_STATED GOAL_. Both the line containing "Convert this screenshot" and the line containing "formula bar ---------- */" are part of the range to copy, along with every line between them. Copy it exactly and leave out the pictures.

_STORED RECORDS_.
====

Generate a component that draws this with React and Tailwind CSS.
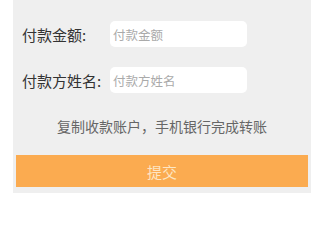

====

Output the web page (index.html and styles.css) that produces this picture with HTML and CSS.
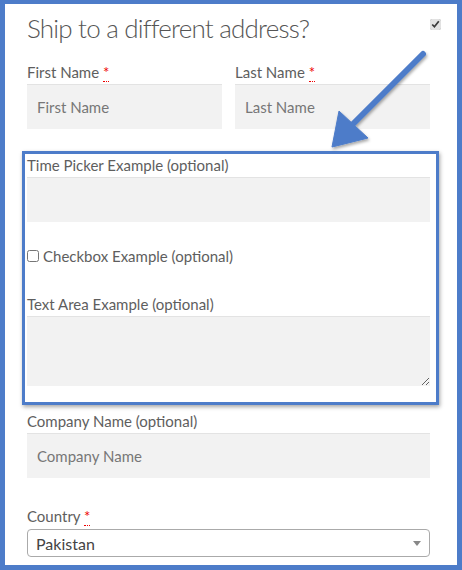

====

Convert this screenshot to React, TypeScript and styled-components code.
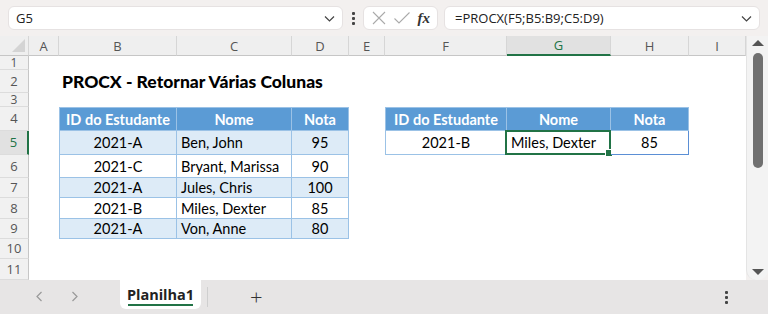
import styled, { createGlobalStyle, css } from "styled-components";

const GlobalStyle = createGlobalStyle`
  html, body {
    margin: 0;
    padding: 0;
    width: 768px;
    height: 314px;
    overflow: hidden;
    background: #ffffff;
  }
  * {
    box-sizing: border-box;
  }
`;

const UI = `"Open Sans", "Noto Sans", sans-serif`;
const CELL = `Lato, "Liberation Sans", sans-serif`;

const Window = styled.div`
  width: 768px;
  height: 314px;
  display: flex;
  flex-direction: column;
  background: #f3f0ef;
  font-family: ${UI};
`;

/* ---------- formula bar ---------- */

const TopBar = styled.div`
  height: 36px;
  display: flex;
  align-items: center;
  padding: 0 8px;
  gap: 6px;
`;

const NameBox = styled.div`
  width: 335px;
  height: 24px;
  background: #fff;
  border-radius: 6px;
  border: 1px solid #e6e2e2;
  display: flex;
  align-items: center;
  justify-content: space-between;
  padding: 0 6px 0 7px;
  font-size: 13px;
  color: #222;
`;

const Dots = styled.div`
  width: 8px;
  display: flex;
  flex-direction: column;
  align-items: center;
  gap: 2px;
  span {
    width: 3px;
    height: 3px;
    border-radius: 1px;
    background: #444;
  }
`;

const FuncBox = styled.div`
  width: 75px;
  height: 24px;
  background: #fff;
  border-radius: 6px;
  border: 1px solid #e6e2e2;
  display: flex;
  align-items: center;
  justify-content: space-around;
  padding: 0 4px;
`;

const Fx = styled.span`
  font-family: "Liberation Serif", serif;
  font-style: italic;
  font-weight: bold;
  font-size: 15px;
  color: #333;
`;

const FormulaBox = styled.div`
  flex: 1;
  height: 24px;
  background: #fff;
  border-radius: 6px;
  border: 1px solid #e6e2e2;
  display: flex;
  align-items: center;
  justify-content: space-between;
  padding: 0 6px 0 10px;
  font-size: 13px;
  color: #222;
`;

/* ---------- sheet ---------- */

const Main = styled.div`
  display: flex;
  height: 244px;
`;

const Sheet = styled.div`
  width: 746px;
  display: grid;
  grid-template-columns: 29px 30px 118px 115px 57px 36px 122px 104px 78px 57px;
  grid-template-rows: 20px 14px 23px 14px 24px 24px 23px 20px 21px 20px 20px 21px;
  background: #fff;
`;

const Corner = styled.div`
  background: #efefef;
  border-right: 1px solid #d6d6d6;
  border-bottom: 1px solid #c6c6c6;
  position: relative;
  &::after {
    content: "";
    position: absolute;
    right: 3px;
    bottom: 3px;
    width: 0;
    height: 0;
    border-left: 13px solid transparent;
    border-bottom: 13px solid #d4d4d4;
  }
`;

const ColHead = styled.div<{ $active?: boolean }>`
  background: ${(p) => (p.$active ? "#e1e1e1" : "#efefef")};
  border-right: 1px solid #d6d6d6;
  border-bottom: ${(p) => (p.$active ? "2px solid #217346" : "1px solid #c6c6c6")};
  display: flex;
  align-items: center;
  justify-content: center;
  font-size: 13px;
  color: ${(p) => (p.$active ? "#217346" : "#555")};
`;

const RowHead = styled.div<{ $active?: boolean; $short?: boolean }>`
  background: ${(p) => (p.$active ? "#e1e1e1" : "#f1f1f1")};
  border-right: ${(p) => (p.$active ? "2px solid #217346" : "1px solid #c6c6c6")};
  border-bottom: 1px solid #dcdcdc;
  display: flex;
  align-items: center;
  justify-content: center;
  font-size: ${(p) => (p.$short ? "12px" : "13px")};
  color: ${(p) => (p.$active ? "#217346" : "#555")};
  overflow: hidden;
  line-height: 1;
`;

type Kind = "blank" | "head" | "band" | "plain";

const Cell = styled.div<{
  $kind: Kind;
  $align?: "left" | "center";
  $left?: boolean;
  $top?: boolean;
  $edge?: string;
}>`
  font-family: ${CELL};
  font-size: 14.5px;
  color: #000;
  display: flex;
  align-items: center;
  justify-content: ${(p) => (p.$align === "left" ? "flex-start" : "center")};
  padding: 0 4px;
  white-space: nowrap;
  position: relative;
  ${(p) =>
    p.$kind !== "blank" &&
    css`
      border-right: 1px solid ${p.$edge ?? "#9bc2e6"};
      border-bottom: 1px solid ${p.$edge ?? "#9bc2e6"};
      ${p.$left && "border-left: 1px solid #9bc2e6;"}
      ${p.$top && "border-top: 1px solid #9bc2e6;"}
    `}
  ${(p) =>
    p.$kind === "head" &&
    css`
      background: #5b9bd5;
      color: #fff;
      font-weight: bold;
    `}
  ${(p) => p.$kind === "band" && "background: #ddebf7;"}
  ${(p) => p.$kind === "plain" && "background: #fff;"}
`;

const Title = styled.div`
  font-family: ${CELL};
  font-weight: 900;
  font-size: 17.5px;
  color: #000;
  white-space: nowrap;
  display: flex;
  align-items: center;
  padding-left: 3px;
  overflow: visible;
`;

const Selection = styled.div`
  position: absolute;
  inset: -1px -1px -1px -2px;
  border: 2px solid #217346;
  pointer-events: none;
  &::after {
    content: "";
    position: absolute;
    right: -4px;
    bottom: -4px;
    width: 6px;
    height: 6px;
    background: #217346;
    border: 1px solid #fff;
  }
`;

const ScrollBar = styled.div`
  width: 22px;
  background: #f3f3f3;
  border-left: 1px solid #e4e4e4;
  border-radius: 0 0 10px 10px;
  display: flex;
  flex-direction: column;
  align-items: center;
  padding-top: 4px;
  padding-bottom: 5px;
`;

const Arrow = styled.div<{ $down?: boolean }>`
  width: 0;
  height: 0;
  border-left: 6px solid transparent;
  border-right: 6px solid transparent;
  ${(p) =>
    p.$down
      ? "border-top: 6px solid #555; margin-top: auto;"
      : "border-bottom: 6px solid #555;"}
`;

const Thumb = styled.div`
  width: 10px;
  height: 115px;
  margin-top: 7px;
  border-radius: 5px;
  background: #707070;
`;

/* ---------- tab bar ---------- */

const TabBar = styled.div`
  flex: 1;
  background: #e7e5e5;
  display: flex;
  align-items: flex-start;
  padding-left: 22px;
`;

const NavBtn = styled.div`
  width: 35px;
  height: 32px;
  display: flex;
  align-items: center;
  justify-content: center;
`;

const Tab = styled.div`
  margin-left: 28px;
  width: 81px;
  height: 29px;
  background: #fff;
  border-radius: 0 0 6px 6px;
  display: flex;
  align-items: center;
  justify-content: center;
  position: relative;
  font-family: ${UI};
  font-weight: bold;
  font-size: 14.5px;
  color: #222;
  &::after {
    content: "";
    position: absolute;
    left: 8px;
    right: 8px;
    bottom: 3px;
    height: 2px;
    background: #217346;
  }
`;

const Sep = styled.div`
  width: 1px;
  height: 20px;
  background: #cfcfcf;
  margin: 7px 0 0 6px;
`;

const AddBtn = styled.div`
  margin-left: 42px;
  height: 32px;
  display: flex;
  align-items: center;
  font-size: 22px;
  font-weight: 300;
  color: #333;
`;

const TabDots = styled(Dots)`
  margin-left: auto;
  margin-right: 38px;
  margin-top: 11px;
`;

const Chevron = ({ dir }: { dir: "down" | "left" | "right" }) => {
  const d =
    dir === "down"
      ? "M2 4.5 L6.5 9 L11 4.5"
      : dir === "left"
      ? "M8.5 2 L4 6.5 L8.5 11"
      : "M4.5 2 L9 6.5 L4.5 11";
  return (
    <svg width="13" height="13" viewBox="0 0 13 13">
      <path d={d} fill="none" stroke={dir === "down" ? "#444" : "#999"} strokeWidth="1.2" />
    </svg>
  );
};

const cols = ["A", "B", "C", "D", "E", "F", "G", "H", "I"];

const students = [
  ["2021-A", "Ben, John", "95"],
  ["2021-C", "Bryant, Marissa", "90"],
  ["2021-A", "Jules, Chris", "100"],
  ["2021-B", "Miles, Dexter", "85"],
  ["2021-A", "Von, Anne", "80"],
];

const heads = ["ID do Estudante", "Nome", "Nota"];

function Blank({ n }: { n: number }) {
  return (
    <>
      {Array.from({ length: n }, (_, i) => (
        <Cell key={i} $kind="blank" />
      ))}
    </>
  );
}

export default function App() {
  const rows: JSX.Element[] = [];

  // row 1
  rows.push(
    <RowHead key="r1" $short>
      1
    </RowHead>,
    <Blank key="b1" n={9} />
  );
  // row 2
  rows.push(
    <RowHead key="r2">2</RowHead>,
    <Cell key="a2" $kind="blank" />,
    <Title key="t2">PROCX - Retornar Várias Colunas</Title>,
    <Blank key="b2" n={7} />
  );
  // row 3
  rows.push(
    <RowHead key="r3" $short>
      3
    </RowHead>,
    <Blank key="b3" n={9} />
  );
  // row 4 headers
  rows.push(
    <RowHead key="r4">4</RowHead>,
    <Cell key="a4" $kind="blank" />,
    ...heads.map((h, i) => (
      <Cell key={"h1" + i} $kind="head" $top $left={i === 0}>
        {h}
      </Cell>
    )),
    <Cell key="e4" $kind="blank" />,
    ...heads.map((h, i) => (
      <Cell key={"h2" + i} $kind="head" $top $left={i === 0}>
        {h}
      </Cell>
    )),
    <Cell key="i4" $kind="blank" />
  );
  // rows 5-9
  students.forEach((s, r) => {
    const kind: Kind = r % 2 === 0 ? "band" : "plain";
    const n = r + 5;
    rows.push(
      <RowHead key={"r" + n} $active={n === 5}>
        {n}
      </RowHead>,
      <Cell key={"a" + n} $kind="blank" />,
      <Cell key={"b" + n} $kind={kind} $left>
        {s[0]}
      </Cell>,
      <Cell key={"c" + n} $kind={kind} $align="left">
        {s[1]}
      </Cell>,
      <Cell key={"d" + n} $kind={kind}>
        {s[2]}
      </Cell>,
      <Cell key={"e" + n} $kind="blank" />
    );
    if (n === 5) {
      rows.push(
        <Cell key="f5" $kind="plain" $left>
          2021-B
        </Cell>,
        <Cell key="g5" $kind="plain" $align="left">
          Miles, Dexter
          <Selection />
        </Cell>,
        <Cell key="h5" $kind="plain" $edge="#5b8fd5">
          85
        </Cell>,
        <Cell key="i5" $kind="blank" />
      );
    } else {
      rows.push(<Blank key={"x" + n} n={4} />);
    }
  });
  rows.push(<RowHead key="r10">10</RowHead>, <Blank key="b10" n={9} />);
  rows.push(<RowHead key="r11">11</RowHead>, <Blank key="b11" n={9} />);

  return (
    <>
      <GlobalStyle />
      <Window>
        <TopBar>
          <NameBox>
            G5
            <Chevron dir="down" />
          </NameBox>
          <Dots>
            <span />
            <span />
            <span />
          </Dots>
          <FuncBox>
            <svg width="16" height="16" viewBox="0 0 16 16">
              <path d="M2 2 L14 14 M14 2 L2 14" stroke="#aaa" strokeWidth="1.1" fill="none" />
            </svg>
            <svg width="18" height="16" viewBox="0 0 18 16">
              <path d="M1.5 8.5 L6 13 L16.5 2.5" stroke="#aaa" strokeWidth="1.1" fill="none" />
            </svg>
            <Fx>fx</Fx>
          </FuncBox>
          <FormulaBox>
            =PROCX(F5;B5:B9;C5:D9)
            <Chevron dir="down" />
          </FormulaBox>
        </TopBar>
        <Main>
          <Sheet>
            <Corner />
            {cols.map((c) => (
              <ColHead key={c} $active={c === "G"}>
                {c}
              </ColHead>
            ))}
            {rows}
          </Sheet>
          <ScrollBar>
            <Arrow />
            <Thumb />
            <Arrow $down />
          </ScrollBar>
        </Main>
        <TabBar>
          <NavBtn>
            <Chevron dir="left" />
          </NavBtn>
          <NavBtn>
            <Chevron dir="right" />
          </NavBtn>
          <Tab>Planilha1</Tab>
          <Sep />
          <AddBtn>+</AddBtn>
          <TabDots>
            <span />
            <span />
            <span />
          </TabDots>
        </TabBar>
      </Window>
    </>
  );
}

====

_OUTPUT_.
Convert this screenshot to React, TypeScript and styled-components code.
import styled, { createGlobalStyle, css } from "styled-components";

const GlobalStyle = createGlobalStyle`
  html, body {
    margin: 0;
    padding: 0;
    width: 768px;
    height: 314px;
    overflow: hidden;
    background: #ffffff;
  }
  * {
    box-sizing: border-box;
  }
`;

const UI = `"Open Sans", "Noto Sans", sans-serif`;
const CELL = `Lato, "Liberation Sans", sans-serif`;

const Window = styled.div`
  width: 768px;
  height: 314px;
  display: flex;
  flex-direction: column;
  background: #f3f0ef;
  font-family: ${UI};
`;

/* ---------- formula bar ---------- */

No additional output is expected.